● **Written request**
Leave out the pictures, then reproduce the rest of the material exactly.

★ ★ ★

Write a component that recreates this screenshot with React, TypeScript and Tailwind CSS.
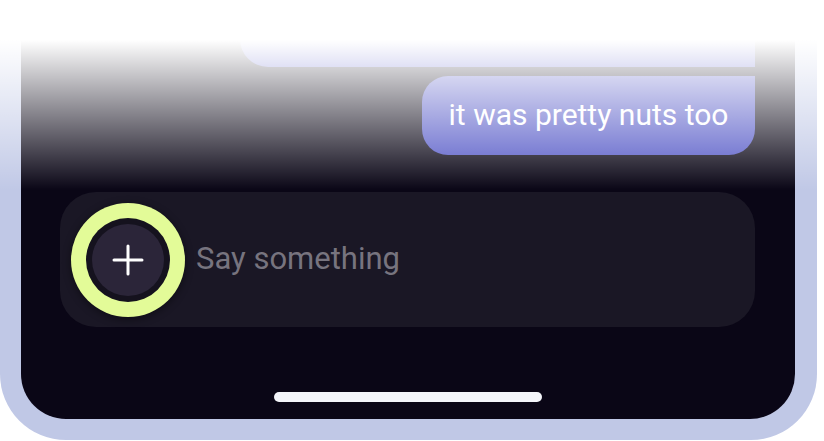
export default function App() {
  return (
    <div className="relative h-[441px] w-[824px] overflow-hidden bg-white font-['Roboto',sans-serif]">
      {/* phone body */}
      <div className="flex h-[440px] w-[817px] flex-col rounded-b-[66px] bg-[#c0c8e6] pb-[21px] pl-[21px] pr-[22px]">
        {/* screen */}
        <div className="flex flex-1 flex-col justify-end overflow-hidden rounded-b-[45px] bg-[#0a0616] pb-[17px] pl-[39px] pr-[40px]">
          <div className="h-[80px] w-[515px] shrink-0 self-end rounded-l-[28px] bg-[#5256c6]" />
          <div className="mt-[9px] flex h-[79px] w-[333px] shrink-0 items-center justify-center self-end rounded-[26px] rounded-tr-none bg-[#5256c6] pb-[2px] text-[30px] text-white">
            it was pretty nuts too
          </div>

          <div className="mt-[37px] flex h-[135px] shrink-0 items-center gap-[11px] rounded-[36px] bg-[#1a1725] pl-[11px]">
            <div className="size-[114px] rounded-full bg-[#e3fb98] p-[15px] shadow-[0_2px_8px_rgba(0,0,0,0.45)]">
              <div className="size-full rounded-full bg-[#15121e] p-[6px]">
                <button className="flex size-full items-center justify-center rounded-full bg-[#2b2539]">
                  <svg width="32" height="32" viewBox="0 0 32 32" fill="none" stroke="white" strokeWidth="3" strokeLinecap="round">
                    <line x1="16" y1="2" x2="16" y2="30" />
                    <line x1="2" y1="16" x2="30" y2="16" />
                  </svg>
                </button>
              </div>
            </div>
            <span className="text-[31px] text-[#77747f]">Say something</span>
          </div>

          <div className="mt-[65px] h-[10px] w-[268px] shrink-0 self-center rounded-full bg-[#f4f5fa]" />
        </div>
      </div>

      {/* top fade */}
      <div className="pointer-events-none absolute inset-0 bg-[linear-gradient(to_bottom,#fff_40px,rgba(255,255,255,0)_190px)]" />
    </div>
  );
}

★ ★ ★

● **Solution below**
Write a component that recreates this screenshot with React, TypeScript and Tailwind CSS.
export default function App() {
  return (
    <div className="relative h-[441px] w-[824px] overflow-hidden bg-white font-['Roboto',sans-serif]">
      {/* phone body */}
      <div className="flex h-[440px] w-[817px] flex-col rounded-b-[66px] bg-[#c0c8e6] pb-[21px] pl-[21px] pr-[22px]">
        {/* screen */}
        <div className="flex flex-1 flex-col justify-end overflow-hidden rounded-b-[45px] bg-[#0a0616] pb-[17px] pl-[39px] pr-[40px]">
          <div className="h-[80px] w-[515px] shrink-0 self-end rounded-l-[28px] bg-[#5256c6]" />
          <div className="mt-[9px] flex h-[79px] w-[333px] shrink-0 items-center justify-center self-end rounded-[26px] rounded-tr-none bg-[#5256c6] pb-[2px] text-[30px] text-white">
            it was pretty nuts too
          </div>

          <div className="mt-[37px] flex h-[135px] shrink-0 items-center gap-[11px] rounded-[36px] bg-[#1a1725] pl-[11px]">
            <div className="size-[114px] rounded-full bg-[#e3fb98] p-[15px] shadow-[0_2px_8px_rgba(0,0,0,0.45)]">
              <div className="size-full rounded-full bg-[#15121e] p-[6px]">
                <button className="flex size-full items-center justify-center rounded-full bg-[#2b2539]">
                  <svg width="32" height="32" viewBox="0 0 32 32" fill="none" stroke="white" strokeWidth="3" strokeLinecap="round">
                    <line x1="16" y1="2" x2="16" y2="30" />
                    <line x1="2" y1="16" x2="30" y2="16" />
                  </svg>
                </button>
              </div>
            </div>
            <span className="text-[31px] text-[#77747f]">Say something</span>
          </div>

          <div className="mt-[65px] h-[10px] w-[268px] shrink-0 self-center rounded-full bg-[#f4f5fa]" />
        </div>
      </div>

      {/* top fade */}
      <div className="pointer-events-none absolute inset-0 bg-[linear-gradient(to_bottom,#fff_40px,rgba(255,255,255,0)_190px)]" />
    </div>
  );
}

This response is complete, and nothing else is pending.